• [Work to do]:
Repeat the listing exactly as given, omitting every image.

• [Material provided]:
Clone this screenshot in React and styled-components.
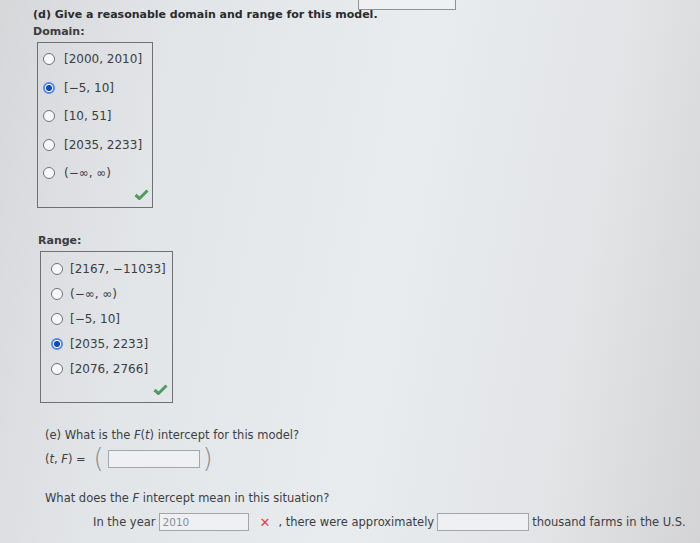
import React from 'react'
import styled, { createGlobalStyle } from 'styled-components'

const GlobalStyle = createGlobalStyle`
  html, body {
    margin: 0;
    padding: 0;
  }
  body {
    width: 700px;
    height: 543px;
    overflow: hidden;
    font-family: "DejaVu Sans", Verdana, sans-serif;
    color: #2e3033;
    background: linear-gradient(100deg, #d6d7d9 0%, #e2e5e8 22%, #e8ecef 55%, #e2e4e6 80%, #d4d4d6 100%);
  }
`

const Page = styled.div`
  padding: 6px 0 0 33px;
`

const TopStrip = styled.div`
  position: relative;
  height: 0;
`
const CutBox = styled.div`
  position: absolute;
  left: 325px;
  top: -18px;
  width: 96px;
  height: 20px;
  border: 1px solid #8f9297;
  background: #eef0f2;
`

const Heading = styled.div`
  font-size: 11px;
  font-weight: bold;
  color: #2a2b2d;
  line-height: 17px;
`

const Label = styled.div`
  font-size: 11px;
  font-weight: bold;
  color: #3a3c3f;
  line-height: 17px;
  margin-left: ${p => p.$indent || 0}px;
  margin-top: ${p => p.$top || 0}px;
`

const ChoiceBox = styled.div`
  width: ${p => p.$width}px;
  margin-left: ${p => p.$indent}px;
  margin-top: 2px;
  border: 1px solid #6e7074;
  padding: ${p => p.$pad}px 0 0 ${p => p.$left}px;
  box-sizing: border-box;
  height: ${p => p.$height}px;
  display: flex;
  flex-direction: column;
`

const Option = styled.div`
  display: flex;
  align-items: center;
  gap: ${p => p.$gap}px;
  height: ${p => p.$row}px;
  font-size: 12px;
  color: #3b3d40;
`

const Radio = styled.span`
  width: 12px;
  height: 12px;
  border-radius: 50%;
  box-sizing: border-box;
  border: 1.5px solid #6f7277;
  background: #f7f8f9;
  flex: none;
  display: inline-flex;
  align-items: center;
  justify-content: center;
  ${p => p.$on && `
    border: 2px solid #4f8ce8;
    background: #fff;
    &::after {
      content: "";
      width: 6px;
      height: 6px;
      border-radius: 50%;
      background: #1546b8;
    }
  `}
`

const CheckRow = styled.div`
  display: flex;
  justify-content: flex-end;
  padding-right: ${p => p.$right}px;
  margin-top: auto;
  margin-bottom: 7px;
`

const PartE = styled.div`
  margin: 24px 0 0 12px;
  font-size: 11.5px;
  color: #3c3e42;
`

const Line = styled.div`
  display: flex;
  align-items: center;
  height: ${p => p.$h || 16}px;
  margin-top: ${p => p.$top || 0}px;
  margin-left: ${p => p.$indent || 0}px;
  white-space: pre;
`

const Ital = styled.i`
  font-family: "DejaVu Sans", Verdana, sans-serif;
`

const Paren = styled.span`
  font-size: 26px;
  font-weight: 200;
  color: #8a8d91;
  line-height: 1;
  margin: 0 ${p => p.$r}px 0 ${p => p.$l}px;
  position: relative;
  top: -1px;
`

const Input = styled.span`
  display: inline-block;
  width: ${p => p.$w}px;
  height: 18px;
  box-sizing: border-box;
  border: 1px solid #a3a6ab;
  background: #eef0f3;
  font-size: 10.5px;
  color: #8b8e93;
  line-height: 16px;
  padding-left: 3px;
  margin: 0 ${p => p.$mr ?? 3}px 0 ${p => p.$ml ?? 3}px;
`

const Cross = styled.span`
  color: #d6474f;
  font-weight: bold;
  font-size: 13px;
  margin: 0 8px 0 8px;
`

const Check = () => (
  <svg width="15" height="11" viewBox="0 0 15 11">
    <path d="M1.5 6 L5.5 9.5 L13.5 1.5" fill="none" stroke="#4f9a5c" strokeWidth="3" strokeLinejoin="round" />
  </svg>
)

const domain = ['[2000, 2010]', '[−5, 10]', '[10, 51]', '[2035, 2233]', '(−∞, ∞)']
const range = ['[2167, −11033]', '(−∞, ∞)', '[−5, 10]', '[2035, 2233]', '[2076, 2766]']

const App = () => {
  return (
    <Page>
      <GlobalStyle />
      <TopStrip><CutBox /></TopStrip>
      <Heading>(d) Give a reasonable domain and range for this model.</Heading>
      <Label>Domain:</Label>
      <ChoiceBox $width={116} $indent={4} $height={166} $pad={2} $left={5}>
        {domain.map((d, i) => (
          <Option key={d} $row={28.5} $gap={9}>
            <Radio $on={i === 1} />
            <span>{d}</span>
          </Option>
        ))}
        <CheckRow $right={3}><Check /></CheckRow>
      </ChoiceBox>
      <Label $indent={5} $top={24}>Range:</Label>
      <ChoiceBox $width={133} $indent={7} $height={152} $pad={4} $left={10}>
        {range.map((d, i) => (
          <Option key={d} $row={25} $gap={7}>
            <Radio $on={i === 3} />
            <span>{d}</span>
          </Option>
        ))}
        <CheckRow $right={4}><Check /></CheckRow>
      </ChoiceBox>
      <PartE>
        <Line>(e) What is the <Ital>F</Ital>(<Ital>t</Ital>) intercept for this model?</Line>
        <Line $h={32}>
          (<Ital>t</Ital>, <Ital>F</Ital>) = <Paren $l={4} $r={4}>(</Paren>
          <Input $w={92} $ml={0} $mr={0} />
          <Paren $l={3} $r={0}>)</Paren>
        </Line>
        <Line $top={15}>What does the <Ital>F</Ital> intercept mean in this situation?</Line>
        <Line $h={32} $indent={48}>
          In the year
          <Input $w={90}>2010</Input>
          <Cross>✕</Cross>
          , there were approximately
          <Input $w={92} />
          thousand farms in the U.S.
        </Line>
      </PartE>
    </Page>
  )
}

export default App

• [Written response]:
Clone this screenshot in React and styled-components.
import React from 'react'
import styled, { createGlobalStyle } from 'styled-components'

const GlobalStyle = createGlobalStyle`
  html, body {
    margin: 0;
    padding: 0;
  }
  body {
    width: 700px;
    height: 543px;
    overflow: hidden;
    font-family: "DejaVu Sans", Verdana, sans-serif;
    color: #2e3033;
    background: linear-gradient(100deg, #d6d7d9 0%, #e2e5e8 22%, #e8ecef 55%, #e2e4e6 80%, #d4d4d6 100%);
  }
`

const Page = styled.div`
  padding: 6px 0 0 33px;
`

const TopStrip = styled.div`
  position: relative;
  height: 0;
`
const CutBox = styled.div`
  position: absolute;
  left: 325px;
  top: -18px;
  width: 96px;
  height: 20px;
  border: 1px solid #8f9297;
  background: #eef0f2;
`

const Heading = styled.div`
  font-size: 11px;
  font-weight: bold;
  color: #2a2b2d;
  line-height: 17px;
`

const Label = styled.div`
  font-size: 11px;
  font-weight: bold;
  color: #3a3c3f;
  line-height: 17px;
  margin-left: ${p => p.$indent || 0}px;
  margin-top: ${p => p.$top || 0}px;
`

const ChoiceBox = styled.div`
  width: ${p => p.$width}px;
  margin-left: ${p => p.$indent}px;
  margin-top: 2px;
  border: 1px solid #6e7074;
  padding: ${p => p.$pad}px 0 0 ${p => p.$left}px;
  box-sizing: border-box;
  height: ${p => p.$height}px;
  display: flex;
  flex-direction: column;
`

const Option = styled.div`
  display: flex;
  align-items: center;
  gap: ${p => p.$gap}px;
  height: ${p => p.$row}px;
  font-size: 12px;
  color: #3b3d40;
`

const Radio = styled.span`
  width: 12px;
  height: 12px;
  border-radius: 50%;
  box-sizing: border-box;
  border: 1.5px solid #6f7277;
  background: #f7f8f9;
  flex: none;
  display: inline-flex;
  align-items: center;
  justify-content: center;
  ${p => p.$on && `
    border: 2px solid #4f8ce8;
    background: #fff;
    &::after {
      content: "";
      width: 6px;
      height: 6px;
      border-radius: 50%;
      background: #1546b8;
    }
  `}
`

const CheckRow = styled.div`
  display: flex;
  justify-content: flex-end;
  padding-right: ${p => p.$right}px;
  margin-top: auto;
  margin-bottom: 7px;
`

const PartE = styled.div`
  margin: 24px 0 0 12px;
  font-size: 11.5px;
  color: #3c3e42;
`

const Line = styled.div`
  display: flex;
  align-items: center;
  height: ${p => p.$h || 16}px;
  margin-top: ${p => p.$top || 0}px;
  margin-left: ${p => p.$indent || 0}px;
  white-space: pre;
`

const Ital = styled.i`
  font-family: "DejaVu Sans", Verdana, sans-serif;
`

const Paren = styled.span`
  font-size: 26px;
  font-weight: 200;
  color: #8a8d91;
  line-height: 1;
  margin: 0 ${p => p.$r}px 0 ${p => p.$l}px;
  position: relative;
  top: -1px;
`

const Input = styled.span`
  display: inline-block;
  width: ${p => p.$w}px;
  height: 18px;
  box-sizing: border-box;
  border: 1px solid #a3a6ab;
  background: #eef0f3;
  font-size: 10.5px;
  color: #8b8e93;
  line-height: 16px;
  padding-left: 3px;
  margin: 0 ${p => p.$mr ?? 3}px 0 ${p => p.$ml ?? 3}px;
`

const Cross = styled.span`
  color: #d6474f;
  font-weight: bold;
  font-size: 13px;
  margin: 0 8px 0 8px;
`

const Check = () => (
  <svg width="15" height="11" viewBox="0 0 15 11">
    <path d="M1.5 6 L5.5 9.5 L13.5 1.5" fill="none" stroke="#4f9a5c" strokeWidth="3" strokeLinejoin="round" />
  </svg>
)

const domain = ['[2000, 2010]', '[−5, 10]', '[10, 51]', '[2035, 2233]', '(−∞, ∞)']
const range = ['[2167, −11033]', '(−∞, ∞)', '[−5, 10]', '[2035, 2233]', '[2076, 2766]']

const App = () => {
  return (
    <Page>
      <GlobalStyle />
      <TopStrip><CutBox /></TopStrip>
      <Heading>(d) Give a reasonable domain and range for this model.</Heading>
      <Label>Domain:</Label>
      <ChoiceBox $width={116} $indent={4} $height={166} $pad={2} $left={5}>
        {domain.map((d, i) => (
          <Option key={d} $row={28.5} $gap={9}>
            <Radio $on={i === 1} />
            <span>{d}</span>
          </Option>
        ))}
        <CheckRow $right={3}><Check /></CheckRow>
      </ChoiceBox>
      <Label $indent={5} $top={24}>Range:</Label>
      <ChoiceBox $width={133} $indent={7} $height={152} $pad={4} $left={10}>
        {range.map((d, i) => (
          <Option key={d} $row={25} $gap={7}>
            <Radio $on={i === 3} />
            <span>{d}</span>
          </Option>
        ))}
        <CheckRow $right={4}><Check /></CheckRow>
      </ChoiceBox>
      <PartE>
        <Line>(e) What is the <Ital>F</Ital>(<Ital>t</Ital>) intercept for this model?</Line>
        <Line $h={32}>
          (<Ital>t</Ital>, <Ital>F</Ital>) = <Paren $l={4} $r={4}>(</Paren>
          <Input $w={92} $ml={0} $mr={0} />
          <Paren $l={3} $r={0}>)</Paren>
        </Line>
        <Line $top={15}>What does the <Ital>F</Ital> intercept mean in this situation?</Line>
        <Line $h={32} $indent={48}>
          In the year
          <Input $w={90}>2010</Input>
          <Cross>✕</Cross>
          , there were approximately
          <Input $w={92} />
          thousand farms in the U.S.
        </Line>
      </PartE>
    </Page>
  )
}

export default App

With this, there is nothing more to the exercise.